# [GIVEN PROBLEM]
The records that follow are to be repeated exactly, with the pictures removed.

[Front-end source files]
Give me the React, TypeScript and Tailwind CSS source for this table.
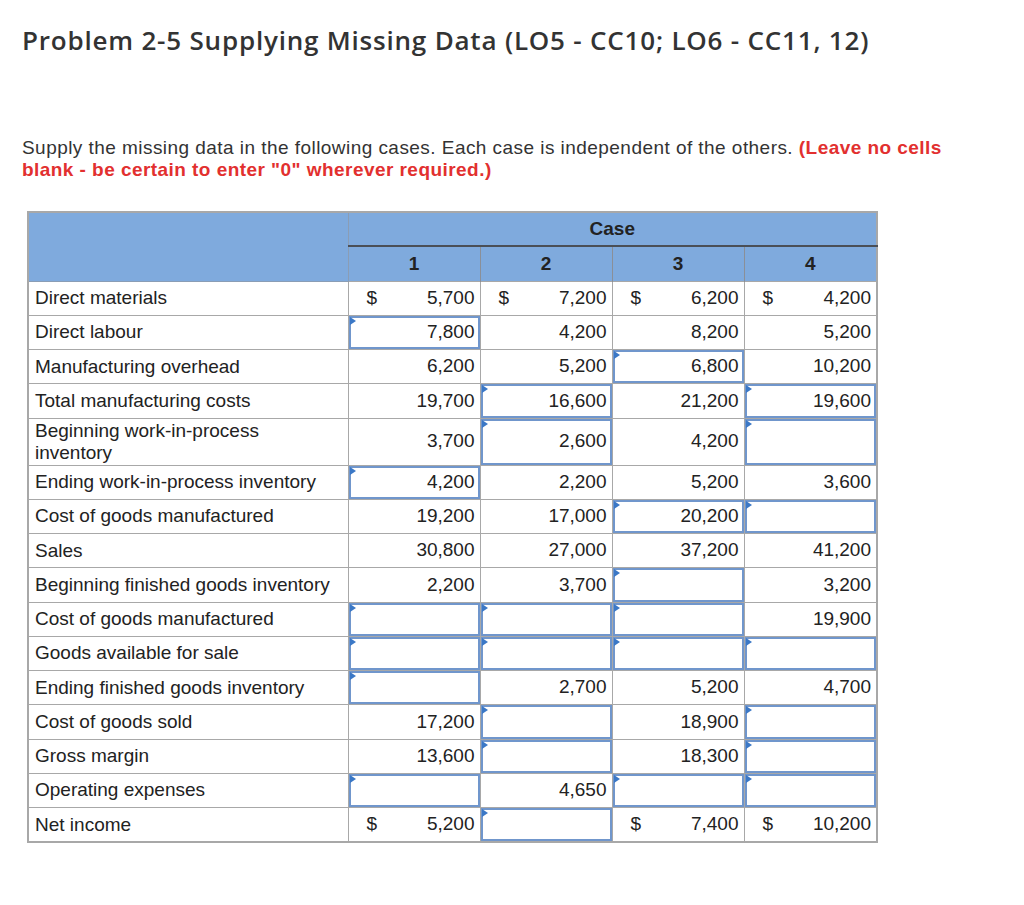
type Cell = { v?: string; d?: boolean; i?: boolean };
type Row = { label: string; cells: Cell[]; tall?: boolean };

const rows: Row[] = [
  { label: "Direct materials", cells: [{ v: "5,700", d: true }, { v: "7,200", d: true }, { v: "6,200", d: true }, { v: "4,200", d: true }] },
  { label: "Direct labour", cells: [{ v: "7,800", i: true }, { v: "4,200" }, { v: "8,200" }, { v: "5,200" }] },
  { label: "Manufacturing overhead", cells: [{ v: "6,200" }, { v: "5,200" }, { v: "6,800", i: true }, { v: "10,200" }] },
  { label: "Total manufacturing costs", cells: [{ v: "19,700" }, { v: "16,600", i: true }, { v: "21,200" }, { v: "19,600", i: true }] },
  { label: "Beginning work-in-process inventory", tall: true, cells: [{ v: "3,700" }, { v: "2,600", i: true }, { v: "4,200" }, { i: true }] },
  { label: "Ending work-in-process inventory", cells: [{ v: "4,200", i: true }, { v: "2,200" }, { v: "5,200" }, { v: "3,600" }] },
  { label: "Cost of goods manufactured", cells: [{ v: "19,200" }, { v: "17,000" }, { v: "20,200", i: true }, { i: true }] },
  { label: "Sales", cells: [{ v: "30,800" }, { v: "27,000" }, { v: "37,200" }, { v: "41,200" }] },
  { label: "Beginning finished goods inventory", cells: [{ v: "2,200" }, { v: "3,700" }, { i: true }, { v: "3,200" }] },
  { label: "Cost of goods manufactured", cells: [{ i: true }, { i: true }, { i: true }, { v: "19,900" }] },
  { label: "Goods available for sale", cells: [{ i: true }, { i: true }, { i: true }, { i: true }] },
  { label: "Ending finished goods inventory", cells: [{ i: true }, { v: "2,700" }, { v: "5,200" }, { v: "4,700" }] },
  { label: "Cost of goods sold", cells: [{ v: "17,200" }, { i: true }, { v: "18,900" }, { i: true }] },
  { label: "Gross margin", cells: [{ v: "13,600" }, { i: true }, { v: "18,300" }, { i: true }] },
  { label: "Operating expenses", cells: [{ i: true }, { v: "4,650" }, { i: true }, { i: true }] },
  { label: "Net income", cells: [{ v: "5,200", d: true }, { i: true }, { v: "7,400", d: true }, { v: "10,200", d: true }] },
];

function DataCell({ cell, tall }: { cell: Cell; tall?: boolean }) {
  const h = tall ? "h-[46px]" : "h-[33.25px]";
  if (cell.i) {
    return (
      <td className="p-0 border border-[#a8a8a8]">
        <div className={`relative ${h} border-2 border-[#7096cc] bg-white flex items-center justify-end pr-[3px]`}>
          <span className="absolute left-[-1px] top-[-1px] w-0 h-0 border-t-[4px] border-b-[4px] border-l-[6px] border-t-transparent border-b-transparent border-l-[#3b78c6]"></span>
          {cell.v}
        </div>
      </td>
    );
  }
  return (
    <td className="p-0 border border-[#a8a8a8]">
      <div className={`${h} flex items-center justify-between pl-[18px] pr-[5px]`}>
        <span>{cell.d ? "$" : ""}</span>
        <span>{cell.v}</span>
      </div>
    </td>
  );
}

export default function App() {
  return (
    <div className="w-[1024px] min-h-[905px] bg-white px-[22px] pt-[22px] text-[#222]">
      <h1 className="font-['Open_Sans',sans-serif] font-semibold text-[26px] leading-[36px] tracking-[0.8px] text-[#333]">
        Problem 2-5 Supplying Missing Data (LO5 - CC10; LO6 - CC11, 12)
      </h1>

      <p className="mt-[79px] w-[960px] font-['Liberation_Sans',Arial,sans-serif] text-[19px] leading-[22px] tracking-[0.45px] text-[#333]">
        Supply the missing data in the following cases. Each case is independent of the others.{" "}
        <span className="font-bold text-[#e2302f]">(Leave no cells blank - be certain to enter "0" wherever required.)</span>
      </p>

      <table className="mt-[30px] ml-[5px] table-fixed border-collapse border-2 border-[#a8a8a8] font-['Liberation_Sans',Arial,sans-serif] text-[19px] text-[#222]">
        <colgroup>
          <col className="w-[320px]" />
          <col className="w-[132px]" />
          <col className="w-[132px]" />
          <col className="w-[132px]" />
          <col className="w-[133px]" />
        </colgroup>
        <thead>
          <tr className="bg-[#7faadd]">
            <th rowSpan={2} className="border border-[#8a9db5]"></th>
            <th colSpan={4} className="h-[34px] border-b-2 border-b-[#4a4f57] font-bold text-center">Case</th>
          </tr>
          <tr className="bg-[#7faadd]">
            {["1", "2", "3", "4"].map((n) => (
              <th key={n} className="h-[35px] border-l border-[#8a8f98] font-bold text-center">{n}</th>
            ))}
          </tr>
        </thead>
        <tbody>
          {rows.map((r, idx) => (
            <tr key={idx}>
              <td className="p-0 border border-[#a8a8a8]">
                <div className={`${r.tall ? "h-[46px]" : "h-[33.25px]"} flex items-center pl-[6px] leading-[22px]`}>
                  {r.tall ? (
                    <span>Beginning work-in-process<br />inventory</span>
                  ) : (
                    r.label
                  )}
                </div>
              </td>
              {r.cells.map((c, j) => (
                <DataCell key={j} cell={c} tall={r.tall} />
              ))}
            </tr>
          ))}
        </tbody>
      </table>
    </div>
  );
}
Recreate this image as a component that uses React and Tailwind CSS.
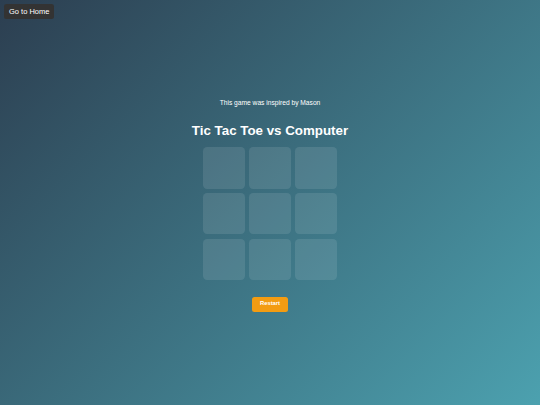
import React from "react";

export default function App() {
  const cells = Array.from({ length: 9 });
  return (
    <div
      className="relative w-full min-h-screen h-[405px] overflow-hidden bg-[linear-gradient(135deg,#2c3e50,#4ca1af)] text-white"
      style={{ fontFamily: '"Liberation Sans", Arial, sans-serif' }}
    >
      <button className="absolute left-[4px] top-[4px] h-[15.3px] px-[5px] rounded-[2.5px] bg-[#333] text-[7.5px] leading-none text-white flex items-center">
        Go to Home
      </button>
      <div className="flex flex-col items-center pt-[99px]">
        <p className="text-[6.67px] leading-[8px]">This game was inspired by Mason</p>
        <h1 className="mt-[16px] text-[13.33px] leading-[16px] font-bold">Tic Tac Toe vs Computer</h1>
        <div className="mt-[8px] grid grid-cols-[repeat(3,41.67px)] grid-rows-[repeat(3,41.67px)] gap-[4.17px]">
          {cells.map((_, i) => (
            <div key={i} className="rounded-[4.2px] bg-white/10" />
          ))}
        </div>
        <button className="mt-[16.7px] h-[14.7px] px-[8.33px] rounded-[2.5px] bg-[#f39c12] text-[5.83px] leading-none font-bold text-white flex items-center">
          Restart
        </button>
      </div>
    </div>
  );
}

# [OUTPUT]
Give me the React, TypeScript and Tailwind CSS source for this table.
type Cell = { v?: string; d?: boolean; i?: boolean };
type Row = { label: string; cells: Cell[]; tall?: boolean };

const rows: Row[] = [
  { label: "Direct materials", cells: [{ v: "5,700", d: true }, { v: "7,200", d: true }, { v: "6,200", d: true }, { v: "4,200", d: true }] },
  { label: "Direct labour", cells: [{ v: "7,800", i: true }, { v: "4,200" }, { v: "8,200" }, { v: "5,200" }] },
  { label: "Manufacturing overhead", cells: [{ v: "6,200" }, { v: "5,200" }, { v: "6,800", i: true }, { v: "10,200" }] },
  { label: "Total manufacturing costs", cells: [{ v: "19,700" }, { v: "16,600", i: true }, { v: "21,200" }, { v: "19,600", i: true }] },
  { label: "Beginning work-in-process inventory", tall: true, cells: [{ v: "3,700" }, { v: "2,600", i: true }, { v: "4,200" }, { i: true }] },
  { label: "Ending work-in-process inventory", cells: [{ v: "4,200", i: true }, { v: "2,200" }, { v: "5,200" }, { v: "3,600" }] },
  { label: "Cost of goods manufactured", cells: [{ v: "19,200" }, { v: "17,000" }, { v: "20,200", i: true }, { i: true }] },
  { label: "Sales", cells: [{ v: "30,800" }, { v: "27,000" }, { v: "37,200" }, { v: "41,200" }] },
  { label: "Beginning finished goods inventory", cells: [{ v: "2,200" }, { v: "3,700" }, { i: true }, { v: "3,200" }] },
  { label: "Cost of goods manufactured", cells: [{ i: true }, { i: true }, { i: true }, { v: "19,900" }] },
  { label: "Goods available for sale", cells: [{ i: true }, { i: true }, { i: true }, { i: true }] },
  { label: "Ending finished goods inventory", cells: [{ i: true }, { v: "2,700" }, { v: "5,200" }, { v: "4,700" }] },
  { label: "Cost of goods sold", cells: [{ v: "17,200" }, { i: true }, { v: "18,900" }, { i: true }] },
  { label: "Gross margin", cells: [{ v: "13,600" }, { i: true }, { v: "18,300" }, { i: true }] },
  { label: "Operating expenses", cells: [{ i: true }, { v: "4,650" }, { i: true }, { i: true }] },
  { label: "Net income", cells: [{ v: "5,200", d: true }, { i: true }, { v: "7,400", d: true }, { v: "10,200", d: true }] },
];

function DataCell({ cell, tall }: { cell: Cell; tall?: boolean }) {
  const h = tall ? "h-[46px]" : "h-[33.25px]";
  if (cell.i) {
    return (
      <td className="p-0 border border-[#a8a8a8]">
        <div className={`relative ${h} border-2 border-[#7096cc] bg-white flex items-center justify-end pr-[3px]`}>
          <span className="absolute left-[-1px] top-[-1px] w-0 h-0 border-t-[4px] border-b-[4px] border-l-[6px] border-t-transparent border-b-transparent border-l-[#3b78c6]"></span>
          {cell.v}
        </div>
      </td>
    );
  }
  return (
    <td className="p-0 border border-[#a8a8a8]">
      <div className={`${h} flex items-center justify-between pl-[18px] pr-[5px]`}>
        <span>{cell.d ? "$" : ""}</span>
        <span>{cell.v}</span>
      </div>
    </td>
  );
}

export default function App() {
  return (
    <div className="w-[1024px] min-h-[905px] bg-white px-[22px] pt-[22px] text-[#222]">
      <h1 className="font-['Open_Sans',sans-serif] font-semibold text-[26px] leading-[36px] tracking-[0.8px] text-[#333]">
        Problem 2-5 Supplying Missing Data (LO5 - CC10; LO6 - CC11, 12)
      </h1>

      <p className="mt-[79px] w-[960px] font-['Liberation_Sans',Arial,sans-serif] text-[19px] leading-[22px] tracking-[0.45px] text-[#333]">
        Supply the missing data in the following cases. Each case is independent of the others.{" "}
        <span className="font-bold text-[#e2302f]">(Leave no cells blank - be certain to enter "0" wherever required.)</span>
      </p>

      <table className="mt-[30px] ml-[5px] table-fixed border-collapse border-2 border-[#a8a8a8] font-['Liberation_Sans',Arial,sans-serif] text-[19px] text-[#222]">
        <colgroup>
          <col className="w-[320px]" />
          <col className="w-[132px]" />
          <col className="w-[132px]" />
          <col className="w-[132px]" />
          <col className="w-[133px]" />
        </colgroup>
        <thead>
          <tr className="bg-[#7faadd]">
            <th rowSpan={2} className="border border-[#8a9db5]"></th>
            <th colSpan={4} className="h-[34px] border-b-2 border-b-[#4a4f57] font-bold text-center">Case</th>
          </tr>
          <tr className="bg-[#7faadd]">
            {["1", "2", "3", "4"].map((n) => (
              <th key={n} className="h-[35px] border-l border-[#8a8f98] font-bold text-center">{n}</th>
            ))}
          </tr>
        </thead>
        <tbody>
          {rows.map((r, idx) => (
            <tr key={idx}>
              <td className="p-0 border border-[#a8a8a8]">
                <div className={`${r.tall ? "h-[46px]" : "h-[33.25px]"} flex items-center pl-[6px] leading-[22px]`}>
                  {r.tall ? (
                    <span>Beginning work-in-process<br />inventory</span>
                  ) : (
                    r.label
                  )}
                </div>
              </td>
              {r.cells.map((c, j) => (
                <DataCell key={j} cell={c} tall={r.tall} />
              ))}
            </tr>
          ))}
        </tbody>
      </table>
    </div>
  );
}
Recreate this image as a component that uses React and Tailwind CSS.
import React from "react";

export default function App() {
  const cells = Array.from({ length: 9 });
  return (
    <div
      className="relative w-full min-h-screen h-[405px] overflow-hidden bg-[linear-gradient(135deg,#2c3e50,#4ca1af)] text-white"
      style={{ fontFamily: '"Liberation Sans", Arial, sans-serif' }}
    >
      <button className="absolute left-[4px] top-[4px] h-[15.3px] px-[5px] rounded-[2.5px] bg-[#333] text-[7.5px] leading-none text-white flex items-center">
        Go to Home
      </button>
      <div className="flex flex-col items-center pt-[99px]">
        <p className="text-[6.67px] leading-[8px]">This game was inspired by Mason</p>
        <h1 className="mt-[16px] text-[13.33px] leading-[16px] font-bold">Tic Tac Toe vs Computer</h1>
        <div className="mt-[8px] grid grid-cols-[repeat(3,41.67px)] grid-rows-[repeat(3,41.67px)] gap-[4.17px]">
          {cells.map((_, i) => (
            <div key={i} className="rounded-[4.2px] bg-white/10" />
          ))}
        </div>
        <button className="mt-[16.7px] h-[14.7px] px-[8.33px] rounded-[2.5px] bg-[#f39c12] text-[5.83px] leading-none font-bold text-white flex items-center">
          Restart
        </button>
      </div>
    </div>
  );
}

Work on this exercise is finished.